Chief financial officer Lukas Paravicini said funding for the extra capital expenditure, which is to be done in addition to the business as usual expansions required to cope with 2-3% annual supply growth, would not create any significant hurdles.

And chairman John Wilson said Fonterra would be aggressively “de-bottlenecking” its plants in time for next season’s peak as new capacity, the first of which will be the new dryer at Pahiatua, won’t be on stream by then.

De-bottlenecking, is done every year but this year could include additional actions such as installing more evaporators at existing sites, building more reverse osmosis plants to take water out of milk for transport, new pipework, and new sensing and pumping technologies.

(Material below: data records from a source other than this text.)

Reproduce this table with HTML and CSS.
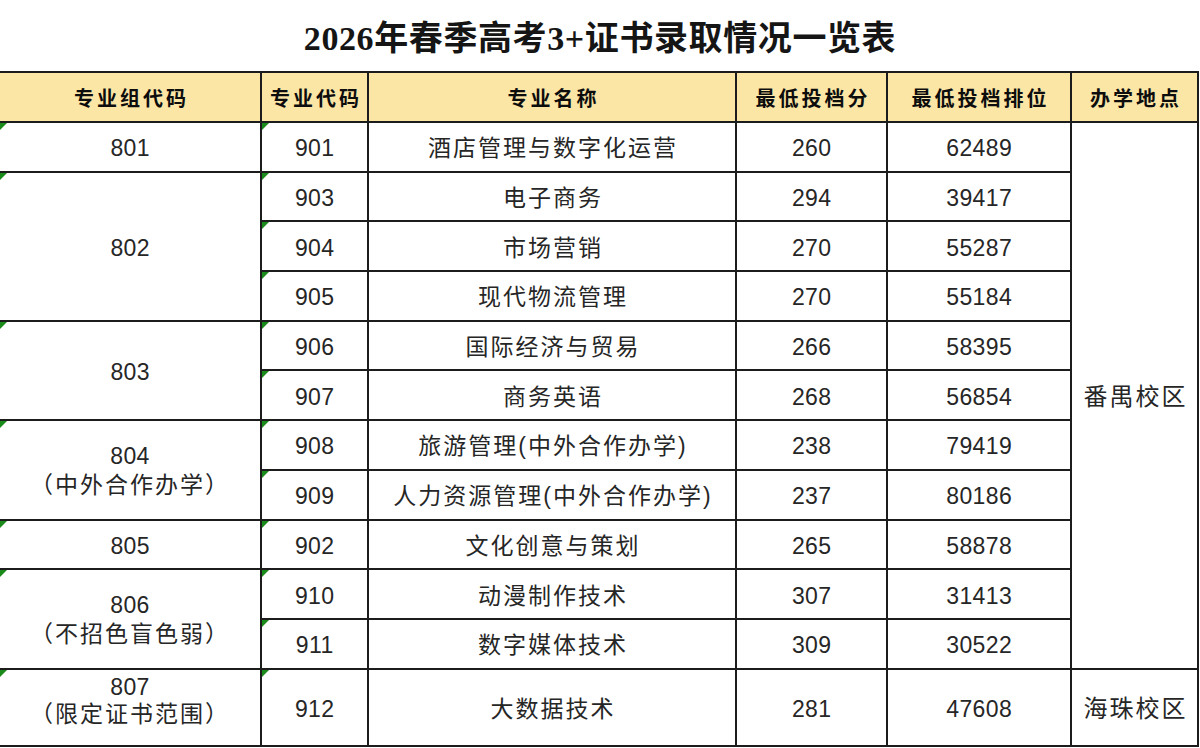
FILE: index.html
```html
<!DOCTYPE html>
<html lang="zh-CN">
<head>
<meta charset="utf-8">
<title>2026年春季高考3+证书录取情况一览表</title>
<link rel="stylesheet" href="styles.css">
</head>
<body>
<div class="sheet">
  <div class="title">2026年春季高考3+证书录取情况一览表</div>
  <table class="grid">
    <colgroup>
      <col class="c1"><col class="c2"><col class="c3"><col class="c4"><col class="c5"><col class="c6">
    </colgroup>
    <thead>
      <tr class="head">
        <th>专业组代码</th><th>专业代码</th><th>专业名称</th><th>最低投档分</th><th>最低投档排位</th><th>办学地点</th>
      </tr>
    </thead>
    <tbody>
      <tr><td class="mark num">801</td><td class="mark num">901</td><td>酒店管理与数字化运营</td><td class="num">260</td><td class="num">62489</td><td rowspan="11" class="campus">番禺校区</td></tr>
      <tr><td rowspan="3" class="mark num">802</td><td class="mark num">903</td><td>电子商务</td><td class="num">294</td><td class="num">39417</td></tr>
      <tr><td class="mark num">904</td><td>市场营销</td><td class="num">270</td><td class="num">55287</td></tr>
      <tr><td class="mark num">905</td><td>现代物流管理</td><td class="num">270</td><td class="num">55184</td></tr>
      <tr><td rowspan="2" class="mark num">803</td><td class="mark num">906</td><td>国际经济与贸易</td><td class="num">266</td><td class="num">58395</td></tr>
      <tr><td class="mark num">907</td><td>商务英语</td><td class="num">268</td><td class="num">56854</td></tr>
      <tr><td rowspan="2" class="mark group"><span class="num">804</span><br>（中外合作办学）</td><td class="mark num">908</td><td>旅游管理(中外合作办学)</td><td class="num">238</td><td class="num">79419</td></tr>
      <tr><td class="mark num">909</td><td>人力资源管理(中外合作办学)</td><td class="num">237</td><td class="num">80186</td></tr>
      <tr><td class="mark num">805</td><td class="mark num">902</td><td>文化创意与策划</td><td class="num">265</td><td class="num">58878</td></tr>
      <tr><td rowspan="2" class="mark group"><span class="num">806</span><br>（不招色盲色弱）</td><td class="mark num">910</td><td>动漫制作技术</td><td class="num">307</td><td class="num">31413</td></tr>
      <tr><td class="mark num">911</td><td>数字媒体技术</td><td class="num">309</td><td class="num">30522</td></tr>
      <tr class="last"><td class="mark group raised"><span class="num">807</span><br>（限定证书范围）</td><td class="mark num">912</td><td>大数据技术</td><td class="num">281</td><td class="num">47608</td><td class="campus">海珠校区</td></tr>
    </tbody>
  </table>
</div>
</body>
</html>
```

FILE: styles.css
```css
html, body {
  margin: 0;
  padding: 0;
  background: #ffffff;
}

.sheet {
  width: 1200px;
  height: 748px;
  overflow: hidden;
  background: #ffffff;
}

.title {
  height: 71px;
  display: flex;
  align-items: center;
  justify-content: center;
  padding-bottom: 1px;
  box-sizing: border-box;
  font-family: "Liberation Serif", "Noto Sans CJK SC", serif;
  font-weight: 700;
  font-size: 34px;
  color: #151515;
  letter-spacing: 0.6px;
}

.grid {
  width: 1198px;
  border-collapse: collapse;
  table-layout: fixed;
  font-family: "Liberation Sans", "Noto Sans CJK SC", sans-serif;
  color: #262626;
}

.c1 { width: 261px; }
.c2 { width: 107px; }
.c3 { width: 368px; }
.c4 { width: 151px; }
.c5 { width: 184px; }
.c6 { width: 127px; }

.grid th,
.grid td {
  border: 2px solid #1c1c1c;
  padding: 0;
  text-align: center;
  vertical-align: middle;
}

.grid tr > :first-child {
  border-left: none;
}

.head {
  height: 50px;
}

.head th {
  background: #fce6a6;
  font-family: "Noto Sans CJK SC", sans-serif;
  font-weight: 700;
  font-size: 20px;
  letter-spacing: 3px;
  text-indent: 3px;
  color: #0d0d0d;
}

.grid tbody tr {
  height: 49.7px;
}

.grid tbody tr.last {
  height: 77px;
}

.grid td {
  position: relative;
  padding-top: 3px;
  font-size: 23px;
  font-weight: 400;
  letter-spacing: 2px;
  text-indent: 2px;
  line-height: 28px;
}

.grid td.num,
.grid .num {
  letter-spacing: 0.4px;
  text-indent: 0.4px;
}

.grid td.group {
  letter-spacing: 2px;
  text-indent: 0;
  font-size: 23px;
  line-height: 29px;
}

.grid td.raised {
  padding-top: 0;
  padding-bottom: 12px;
  line-height: 27px;
}

.grid td.campus {
  letter-spacing: 2px;
  font-size: 24px;
}

.mark::before {
  content: "";
  position: absolute;
  left: 0;
  top: 0;
  width: 0;
  height: 0;
  border-top: 7px solid #1a8a1a;
  border-right: 7px solid transparent;
}
```
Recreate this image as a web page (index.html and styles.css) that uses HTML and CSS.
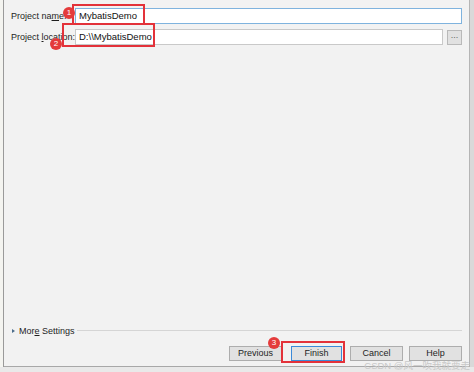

Wilson said the peak had grown higher and wider, moving from a 14-day peak just a few years ago to 50 days because of improved farm management and additional supplementary feeding.

That challenged normal plant activities which have to be done regularly as they now had to be done during peak production, not on either side of it.

Ongoing investments in food service and consumer products would continue but the extra $400-$500m expansion is likely to be in efficient milk powder dryers.

The added capacity aims to reduce the impact of commodity price volatility on earnings. Paravicini said the difference in stream returns would have had a $560m impact on earnings before interest and tax (EBIT) if a milk price generated by the milk price manual calculation was used.

Without the $519m counter-balancing adjustment to milk Fonterra’s board made at the end of last year, the co-op would have had to dip into its balance sheet or increase borrowings.

Fonterra Shareholders’ Council chairman Ian Brown said farmers understood the co-op couldn’t pay out the additional 70c/kg milksolids (MS) because it hadn’t earned it but there had been concern over an artificially positive impact the move could have had on Fonterra’s NZ Milk Products (NZMP) earnings.

Paravicini said NZMP’s half year earnings had fallen from $412m last year to $236m this year, largely because of the difference in stream returns and peak production costs.

The gap between theoretical and actual milk price had cut $41m from NZMP’s earnings while the disparity between the theoretical price returns for milk sales within the co-op and to other processors through the Dairy Industry Restructuring Act requirement slashed another $75m from EBIT.

Processing the higher, longer peak, the extra costs of transporting milk to the South Island and disposing of dumped product cut another $76m from NZMP earnings. Paravicini said it was important that NZMP makes a profit because it has to be able to cover the cost of capital and depreciation.

Fonterra has about $7-$8 billion of assets in its NZMP business with the expectation it should achieve a return on that capital of close to 7% in the full year. If the milk price adjustment hadn’t been made NZMP would have operated at a loss.

Despite this season’s problems created by the product price gaps Fonterra’s management and board had full confidence in the ongoing robustness of the calculation. Even with the adjustment the forecast is for a record total cash payout of $8.75/kg MS with 10c/share coming from earnings, 5c/share of which will be paid out on April 17.